LISTED RECORDS>
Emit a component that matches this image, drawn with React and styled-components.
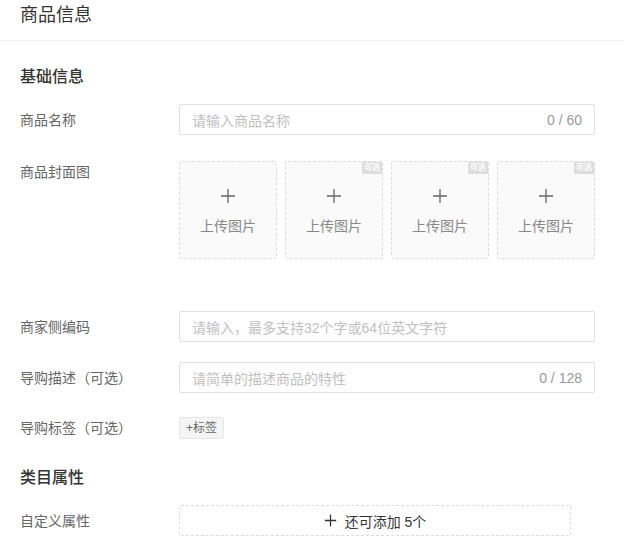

...

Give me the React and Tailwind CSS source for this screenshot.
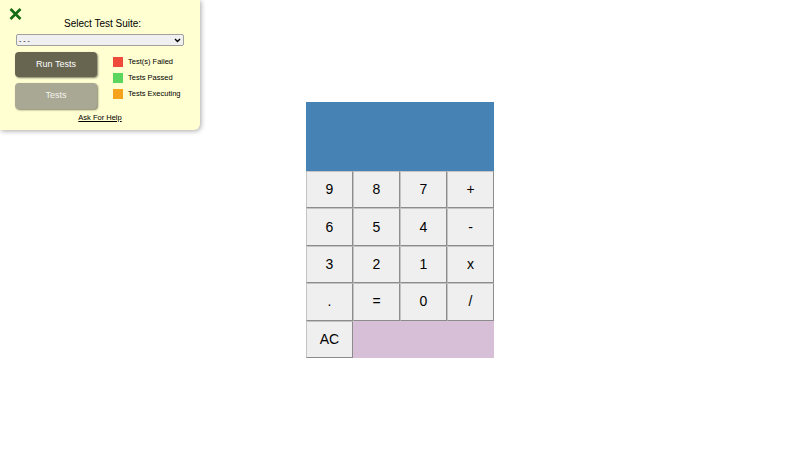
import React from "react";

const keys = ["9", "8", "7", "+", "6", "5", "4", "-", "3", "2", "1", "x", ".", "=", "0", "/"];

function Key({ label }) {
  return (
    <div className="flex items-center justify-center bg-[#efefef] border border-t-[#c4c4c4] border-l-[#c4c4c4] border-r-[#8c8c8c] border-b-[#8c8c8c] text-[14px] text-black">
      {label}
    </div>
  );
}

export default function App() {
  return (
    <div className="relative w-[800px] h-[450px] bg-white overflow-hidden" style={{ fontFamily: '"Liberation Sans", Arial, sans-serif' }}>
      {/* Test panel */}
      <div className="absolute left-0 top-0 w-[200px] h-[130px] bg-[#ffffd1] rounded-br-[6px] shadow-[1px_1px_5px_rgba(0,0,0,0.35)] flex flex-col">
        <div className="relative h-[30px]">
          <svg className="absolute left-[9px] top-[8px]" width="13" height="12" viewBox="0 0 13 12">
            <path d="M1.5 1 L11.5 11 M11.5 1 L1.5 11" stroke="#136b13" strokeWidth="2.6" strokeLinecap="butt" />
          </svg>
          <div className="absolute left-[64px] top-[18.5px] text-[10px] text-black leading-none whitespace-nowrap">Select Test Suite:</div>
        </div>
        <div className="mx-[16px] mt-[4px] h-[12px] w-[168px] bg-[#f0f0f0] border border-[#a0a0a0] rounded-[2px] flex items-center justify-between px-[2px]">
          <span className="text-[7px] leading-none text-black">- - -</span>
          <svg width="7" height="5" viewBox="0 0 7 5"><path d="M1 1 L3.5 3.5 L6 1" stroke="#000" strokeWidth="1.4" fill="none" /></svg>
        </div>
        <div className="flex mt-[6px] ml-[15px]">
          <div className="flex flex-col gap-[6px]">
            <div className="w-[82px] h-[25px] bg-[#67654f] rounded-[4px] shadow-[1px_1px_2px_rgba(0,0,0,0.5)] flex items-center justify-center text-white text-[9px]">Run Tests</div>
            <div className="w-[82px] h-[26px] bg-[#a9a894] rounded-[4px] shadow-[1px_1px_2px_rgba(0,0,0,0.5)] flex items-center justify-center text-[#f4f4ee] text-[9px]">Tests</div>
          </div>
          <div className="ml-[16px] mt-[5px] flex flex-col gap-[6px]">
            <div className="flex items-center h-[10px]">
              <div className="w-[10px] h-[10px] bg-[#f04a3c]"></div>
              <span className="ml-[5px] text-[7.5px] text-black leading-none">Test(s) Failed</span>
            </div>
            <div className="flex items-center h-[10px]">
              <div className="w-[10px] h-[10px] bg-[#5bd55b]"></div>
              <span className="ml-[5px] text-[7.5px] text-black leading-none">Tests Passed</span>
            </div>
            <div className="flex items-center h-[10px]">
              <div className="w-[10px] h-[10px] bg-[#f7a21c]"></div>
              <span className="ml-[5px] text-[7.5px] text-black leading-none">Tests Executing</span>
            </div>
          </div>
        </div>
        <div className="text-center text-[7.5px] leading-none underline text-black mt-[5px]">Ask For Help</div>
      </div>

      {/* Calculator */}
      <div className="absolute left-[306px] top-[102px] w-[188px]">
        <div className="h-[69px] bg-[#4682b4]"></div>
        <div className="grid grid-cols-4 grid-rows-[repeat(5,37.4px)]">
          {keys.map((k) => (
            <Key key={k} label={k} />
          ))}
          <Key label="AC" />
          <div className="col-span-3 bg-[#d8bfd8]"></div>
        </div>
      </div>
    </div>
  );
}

...

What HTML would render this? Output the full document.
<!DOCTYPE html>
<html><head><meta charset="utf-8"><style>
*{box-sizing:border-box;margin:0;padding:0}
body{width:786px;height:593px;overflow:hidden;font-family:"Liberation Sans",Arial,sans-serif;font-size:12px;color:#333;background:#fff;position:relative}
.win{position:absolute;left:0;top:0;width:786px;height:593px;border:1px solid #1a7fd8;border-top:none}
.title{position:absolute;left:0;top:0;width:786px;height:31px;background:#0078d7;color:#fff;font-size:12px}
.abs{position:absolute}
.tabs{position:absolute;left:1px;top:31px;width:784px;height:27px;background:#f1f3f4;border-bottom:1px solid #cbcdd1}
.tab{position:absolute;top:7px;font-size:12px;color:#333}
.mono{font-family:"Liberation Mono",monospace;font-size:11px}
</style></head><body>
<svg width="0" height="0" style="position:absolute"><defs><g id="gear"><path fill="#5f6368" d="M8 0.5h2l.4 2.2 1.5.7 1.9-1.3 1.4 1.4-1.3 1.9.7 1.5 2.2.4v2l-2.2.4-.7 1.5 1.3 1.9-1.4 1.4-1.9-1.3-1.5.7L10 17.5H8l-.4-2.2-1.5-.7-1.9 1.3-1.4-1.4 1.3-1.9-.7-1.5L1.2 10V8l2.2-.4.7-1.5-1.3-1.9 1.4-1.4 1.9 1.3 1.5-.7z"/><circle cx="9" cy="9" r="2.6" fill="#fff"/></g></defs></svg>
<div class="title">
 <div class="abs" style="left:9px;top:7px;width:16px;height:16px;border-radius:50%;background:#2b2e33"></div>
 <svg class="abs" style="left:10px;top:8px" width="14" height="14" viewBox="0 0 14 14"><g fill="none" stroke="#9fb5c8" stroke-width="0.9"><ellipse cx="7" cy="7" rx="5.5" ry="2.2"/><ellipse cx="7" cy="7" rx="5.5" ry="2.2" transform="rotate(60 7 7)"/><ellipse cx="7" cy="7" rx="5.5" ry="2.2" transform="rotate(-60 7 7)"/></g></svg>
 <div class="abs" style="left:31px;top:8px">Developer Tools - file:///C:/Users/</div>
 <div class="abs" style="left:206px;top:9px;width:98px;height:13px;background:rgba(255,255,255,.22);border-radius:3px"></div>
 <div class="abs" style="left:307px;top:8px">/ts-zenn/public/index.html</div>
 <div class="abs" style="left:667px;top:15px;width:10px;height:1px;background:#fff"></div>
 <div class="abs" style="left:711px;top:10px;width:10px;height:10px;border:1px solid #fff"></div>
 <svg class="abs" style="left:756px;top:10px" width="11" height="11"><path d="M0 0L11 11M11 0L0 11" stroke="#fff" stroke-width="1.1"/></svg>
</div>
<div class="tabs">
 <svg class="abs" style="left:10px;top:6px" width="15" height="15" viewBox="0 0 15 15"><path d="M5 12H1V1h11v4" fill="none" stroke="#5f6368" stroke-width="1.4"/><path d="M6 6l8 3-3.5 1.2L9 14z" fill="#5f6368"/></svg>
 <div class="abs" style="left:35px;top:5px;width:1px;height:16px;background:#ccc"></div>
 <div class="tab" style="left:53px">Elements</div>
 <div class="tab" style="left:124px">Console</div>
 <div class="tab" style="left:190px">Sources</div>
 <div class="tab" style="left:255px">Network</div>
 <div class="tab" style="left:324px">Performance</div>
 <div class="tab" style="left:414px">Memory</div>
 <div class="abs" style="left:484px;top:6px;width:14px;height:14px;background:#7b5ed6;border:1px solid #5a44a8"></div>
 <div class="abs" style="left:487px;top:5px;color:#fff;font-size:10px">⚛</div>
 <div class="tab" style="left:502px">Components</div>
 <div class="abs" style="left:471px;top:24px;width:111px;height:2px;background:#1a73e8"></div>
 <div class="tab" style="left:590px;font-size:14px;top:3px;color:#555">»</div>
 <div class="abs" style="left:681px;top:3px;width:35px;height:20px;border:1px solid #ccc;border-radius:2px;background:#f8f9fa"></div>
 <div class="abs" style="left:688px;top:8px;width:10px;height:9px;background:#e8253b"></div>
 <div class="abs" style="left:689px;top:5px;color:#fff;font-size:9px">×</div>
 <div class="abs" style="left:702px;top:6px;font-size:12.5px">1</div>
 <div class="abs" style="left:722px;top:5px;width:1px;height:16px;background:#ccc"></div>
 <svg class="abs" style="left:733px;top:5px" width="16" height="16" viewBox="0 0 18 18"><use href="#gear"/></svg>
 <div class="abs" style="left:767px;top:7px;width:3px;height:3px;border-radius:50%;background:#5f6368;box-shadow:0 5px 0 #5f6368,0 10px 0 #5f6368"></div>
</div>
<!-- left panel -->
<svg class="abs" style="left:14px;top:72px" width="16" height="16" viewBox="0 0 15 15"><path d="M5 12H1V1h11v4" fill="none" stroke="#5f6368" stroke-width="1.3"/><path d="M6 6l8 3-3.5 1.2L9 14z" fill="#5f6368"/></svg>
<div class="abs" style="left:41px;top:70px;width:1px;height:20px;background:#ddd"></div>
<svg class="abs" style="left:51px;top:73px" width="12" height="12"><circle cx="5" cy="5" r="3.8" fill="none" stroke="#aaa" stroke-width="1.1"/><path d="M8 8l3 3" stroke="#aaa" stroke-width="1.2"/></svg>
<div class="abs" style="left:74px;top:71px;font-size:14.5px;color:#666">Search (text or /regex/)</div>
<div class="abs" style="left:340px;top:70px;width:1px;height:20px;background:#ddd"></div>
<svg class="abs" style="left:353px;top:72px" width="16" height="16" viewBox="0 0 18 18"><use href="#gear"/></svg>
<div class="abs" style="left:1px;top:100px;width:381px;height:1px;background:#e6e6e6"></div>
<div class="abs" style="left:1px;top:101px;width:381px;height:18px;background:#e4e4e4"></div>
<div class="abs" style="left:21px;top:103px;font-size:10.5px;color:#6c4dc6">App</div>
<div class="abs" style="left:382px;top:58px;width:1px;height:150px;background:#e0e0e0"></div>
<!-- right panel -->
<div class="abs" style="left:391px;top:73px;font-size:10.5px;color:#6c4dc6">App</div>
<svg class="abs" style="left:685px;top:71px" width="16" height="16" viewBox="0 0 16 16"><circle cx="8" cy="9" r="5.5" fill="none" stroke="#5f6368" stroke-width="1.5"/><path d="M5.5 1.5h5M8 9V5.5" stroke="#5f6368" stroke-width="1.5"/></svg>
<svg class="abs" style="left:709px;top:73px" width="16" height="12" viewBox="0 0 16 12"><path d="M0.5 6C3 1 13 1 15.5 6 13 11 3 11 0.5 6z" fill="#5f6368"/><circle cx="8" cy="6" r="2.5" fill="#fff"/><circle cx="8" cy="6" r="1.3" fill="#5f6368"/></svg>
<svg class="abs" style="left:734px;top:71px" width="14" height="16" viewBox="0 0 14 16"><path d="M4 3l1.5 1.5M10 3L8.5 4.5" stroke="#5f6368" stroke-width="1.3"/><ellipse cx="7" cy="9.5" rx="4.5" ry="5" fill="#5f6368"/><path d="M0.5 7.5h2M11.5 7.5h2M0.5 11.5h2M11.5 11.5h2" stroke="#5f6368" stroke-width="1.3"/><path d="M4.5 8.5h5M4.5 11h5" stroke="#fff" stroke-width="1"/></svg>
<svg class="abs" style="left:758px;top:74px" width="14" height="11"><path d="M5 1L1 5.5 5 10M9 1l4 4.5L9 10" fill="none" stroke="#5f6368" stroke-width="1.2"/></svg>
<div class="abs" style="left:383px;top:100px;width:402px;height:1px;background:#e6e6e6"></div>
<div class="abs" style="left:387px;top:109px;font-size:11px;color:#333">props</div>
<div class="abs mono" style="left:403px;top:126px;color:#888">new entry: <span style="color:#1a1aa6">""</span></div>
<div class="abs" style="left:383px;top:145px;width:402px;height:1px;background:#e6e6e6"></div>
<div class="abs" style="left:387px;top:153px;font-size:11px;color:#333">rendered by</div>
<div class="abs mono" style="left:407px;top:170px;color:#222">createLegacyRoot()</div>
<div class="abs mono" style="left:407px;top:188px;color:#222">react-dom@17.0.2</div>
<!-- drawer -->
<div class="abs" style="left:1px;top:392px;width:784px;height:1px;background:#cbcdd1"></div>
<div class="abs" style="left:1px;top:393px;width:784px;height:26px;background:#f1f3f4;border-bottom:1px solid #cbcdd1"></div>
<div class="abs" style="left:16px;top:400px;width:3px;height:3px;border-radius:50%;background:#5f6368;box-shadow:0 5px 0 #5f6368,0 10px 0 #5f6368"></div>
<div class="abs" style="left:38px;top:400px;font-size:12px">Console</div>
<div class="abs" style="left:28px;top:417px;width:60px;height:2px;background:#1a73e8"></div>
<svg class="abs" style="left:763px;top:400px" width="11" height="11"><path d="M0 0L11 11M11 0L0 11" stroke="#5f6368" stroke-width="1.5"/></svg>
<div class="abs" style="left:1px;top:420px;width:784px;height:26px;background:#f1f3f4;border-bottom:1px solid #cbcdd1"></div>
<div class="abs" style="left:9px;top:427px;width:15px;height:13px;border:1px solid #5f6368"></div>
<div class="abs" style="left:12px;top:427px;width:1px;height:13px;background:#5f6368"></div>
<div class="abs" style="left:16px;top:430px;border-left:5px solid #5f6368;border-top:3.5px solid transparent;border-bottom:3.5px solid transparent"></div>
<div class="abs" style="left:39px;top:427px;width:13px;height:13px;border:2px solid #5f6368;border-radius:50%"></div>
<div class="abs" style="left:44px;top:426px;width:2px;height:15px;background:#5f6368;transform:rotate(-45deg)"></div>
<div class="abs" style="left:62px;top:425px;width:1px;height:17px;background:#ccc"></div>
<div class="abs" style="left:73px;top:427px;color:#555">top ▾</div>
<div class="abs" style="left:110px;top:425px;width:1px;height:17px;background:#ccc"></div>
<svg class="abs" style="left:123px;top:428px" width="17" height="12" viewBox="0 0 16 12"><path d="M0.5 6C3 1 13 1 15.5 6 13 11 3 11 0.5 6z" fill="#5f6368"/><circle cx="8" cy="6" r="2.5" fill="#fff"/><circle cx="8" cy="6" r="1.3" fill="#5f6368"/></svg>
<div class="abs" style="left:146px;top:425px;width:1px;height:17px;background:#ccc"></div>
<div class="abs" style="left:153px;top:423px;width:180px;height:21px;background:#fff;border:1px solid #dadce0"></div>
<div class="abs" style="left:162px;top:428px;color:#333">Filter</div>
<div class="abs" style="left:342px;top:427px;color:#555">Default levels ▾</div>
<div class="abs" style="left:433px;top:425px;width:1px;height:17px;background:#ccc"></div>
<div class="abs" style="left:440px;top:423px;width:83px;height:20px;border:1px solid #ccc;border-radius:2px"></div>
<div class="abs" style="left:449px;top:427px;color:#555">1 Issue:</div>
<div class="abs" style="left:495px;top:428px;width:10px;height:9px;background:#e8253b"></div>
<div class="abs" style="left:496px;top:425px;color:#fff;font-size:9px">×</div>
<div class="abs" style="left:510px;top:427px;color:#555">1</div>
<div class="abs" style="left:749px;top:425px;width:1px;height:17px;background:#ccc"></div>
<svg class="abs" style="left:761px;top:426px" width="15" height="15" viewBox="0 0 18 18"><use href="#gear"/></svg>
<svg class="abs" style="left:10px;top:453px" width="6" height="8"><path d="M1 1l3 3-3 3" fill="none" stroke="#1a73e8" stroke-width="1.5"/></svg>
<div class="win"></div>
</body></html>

WHAT TO PRODUCE>
Look over the records above and copy each line that includes the string "this".

OUTPUT BELOW>
Emit a component that matches this image, drawn with React and styled-components.
Give me the React and Tailwind CSS source for this screenshot.
What HTML would render this? Output the full document.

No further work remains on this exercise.